I won’t forget about music and its ability to move me. I realized that very few things have a power stronger than music does to evoke memory and emotion in me. I’ll always remember the way that music helped to make connections and the songs that became engrained in certain fleeting moments of my life. Certain lyrics became the ultimate soundtrack of the year that I was sixteen and for every memory there is a song.

I’m not going to forget about the way that I felt when I finally received my driver’s license and I experienced driving solo for the very first time. I remember feeling young in a good way, in the best way possible, as I proudly maneuvered my vehicle towards my best friend’s house. I remember putting the windows down, letting the wind blow through my hair and turning the radio up louder than it should be as I soaked up the simple joy of driving without a parent or guardian. It’s something so small, but once I got my license, I realized that it is G-d’s gift to teenagers. I’m going to remember the way that the feeling of freedom and being young in the best way did not fade, even though weeks had passed since I was issued my license. I still bask in being able to say, “Oh yeah, I can drive. I’ll have the car. Do you need me to pick you up?” whenever my friends and I make plans.

I won’t forget about truly feeling old enough to have our own opinions on important issues, like politics, religion and budget cuts. Until then, we had really just been regurgitating what our parents believed in and repeating sentences that we had heard them say. But it was at the age of sixteen that it really seemed like we knew what we were talking about. We were old enough to know that the entire world does not revolve around us and that we need to be opinionated in order to accomplish anything. We were starting to become our own people with our own sets of beliefs and personal theologies. I loved watching it happen to my friends, and I hope that they liked watching me become my own person as well.

I won’t forget about realizing that not everyone in the world is going to like you. There will always be things that you do, or things that you are that people will deem as “wrong”. And I came to the conclusion that I would always stand up for myself. I will always stand up for those who cannot stand up for themselves.

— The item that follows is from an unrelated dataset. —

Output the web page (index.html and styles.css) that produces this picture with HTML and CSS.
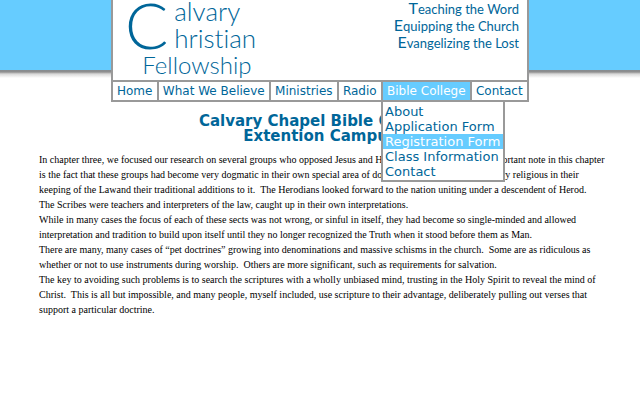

I will always fight for what I know is right. I will speak up; it will take a whole hell of a lot to silence me. And the year that I was sixteen gave me the strength to do that.

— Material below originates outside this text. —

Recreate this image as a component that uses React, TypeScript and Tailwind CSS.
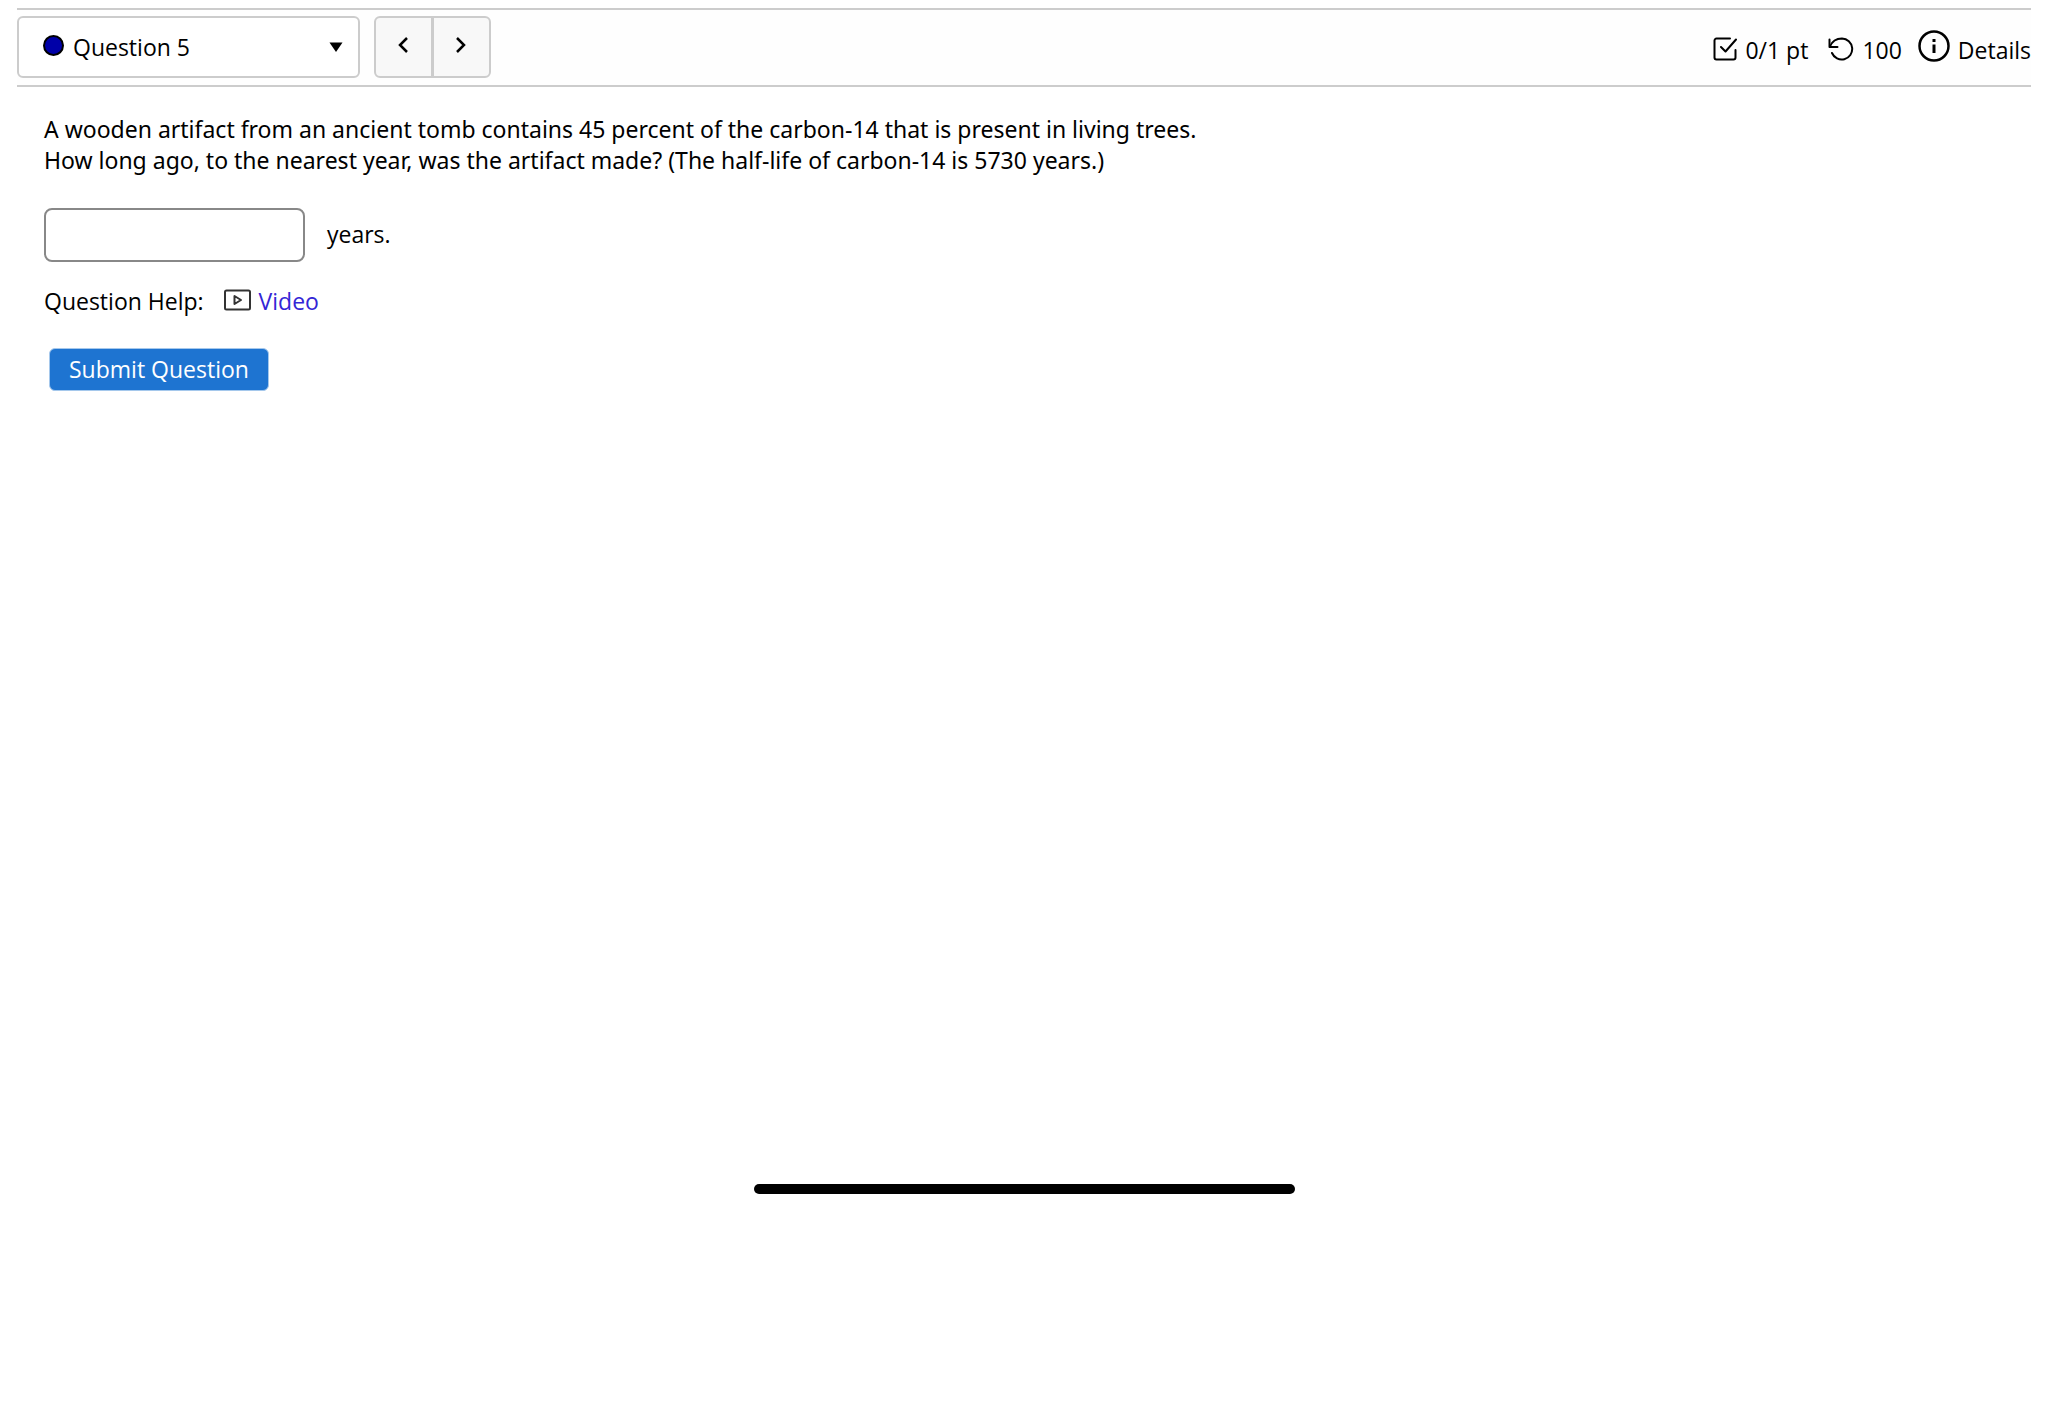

I won't forget about the way that running had the ability to make me feel better about any situation and to calm me down enough to gain some perspective. I ran in the summer time when the air was so heavily humid that it seemed like I may drown. I ran in the fall, crunching my way through piles of leaves and inhaling the sweet accents of apples, crisp air, cinnamon and autumn. I ran over the frozen ground in the winter time with numb fingertips and tingly toes while my breath came out in icy puffs like a dragon. I ran in the spring time when everything was a bright vibrant green and the air was saturated with the sweet scent of honeysuckle. I ran with a feeling of weightlessness through the mountains at Brevard distance running camp, tripping over roots, dodging rocks and flying past waterfalls. I ran by myself. I ran with my father and my sister. I ran with my teammates. I ran on roads. I ran on trails. I ran through parks. I ran when I was happy. I ran when I was sad. I ran to get lost. And I always ran to get found. It had a way of making me feel like I was a part of something bigger, whether that was simply my cross country team or the earth as a whole. Even when everything else was changing, I knew that running never would. I liked knowing that I could always "run away" for a little while whenever I needed to. It always left me with the knowledge that it would all be okay.

But most of all, I won’t forget about myself. I won’t ever forget about the person that I was during this time in my life. I was a person who loved the earth, her family, movement, and music. I was a person who was happiest with the perfect balance of predictably and spontaneity. I was someone who believed in a lot of things and didn’t really know how to keep quiet about them. I was someone very sentimental, and extremely passionate about most things in their life. I loved to do little, unexpected things for people in my life just to make them smile. I once ran four miles back to the entrance of a trail with a bouquet of daffodils that I had picked for my mother along the trail, because they are her favorite flower. I wrote letters for my friends telling them how much I loved them, and handed them out on a random weekday because I wanted to make sure that they knew how special they are. I was never afraid to throw my heart into something completely and follow it with reckless abandonment. I was an individual. I was someone who, just like everyone else, cannot be summed up in only words. And these are things that I am proud of. I was someone who had always had the pieces of themselves but never quite knew how to make them all fit. And the year that I was sixteen was the year that I was finally able to start gluing some of those pieces into place. I won’t ever forget about the experience of being in the world and loving the way that my life was.

When I turn seventeen on May 8th, 2012, it will be bittersweet. A part of me wants to hold on to sixteen forever. Because my sixteenth year has been amazing in ways that all of these previous words can only begin to describe. I know that when I turn seventeen, some things will change. It will mean that the end of my junior year is coming to an end faster than I would like it too. For the first time Maggie, Jenn, Chelsea, Alex, Alexandra and Samuel will be farther away than just a phone call or a drive to their house. The thrill of solo driving will eventually begin to wear off and it will be just another thing that I do. I will have to find the motivation to make it through the five AP classes that I am registered for next year. But some things won’t change. I’m still going to think of Cydney every time that I cut an orange pepper. And I’ll think of Jenn every time that I listen to My Chemical Romance. I’ll still be a runner and a writer. I’m still going to have my friends. And I’m still going to be me. Everything that has ever happened to me is some partial reason for why I am the way that I am. Each experience, each person, each memory is some small part of me. And the year that I was sixteen is going to be rooted in me forever. I know that I am never going to forget a single moment of it, because these are the things that will shape me. This is why I am the way I am and the way that I will be. I won’t forget about sixteen. Because this is where my roots lay.


The author's comments:
This is the year that I was sixteen years old and experiencing the world.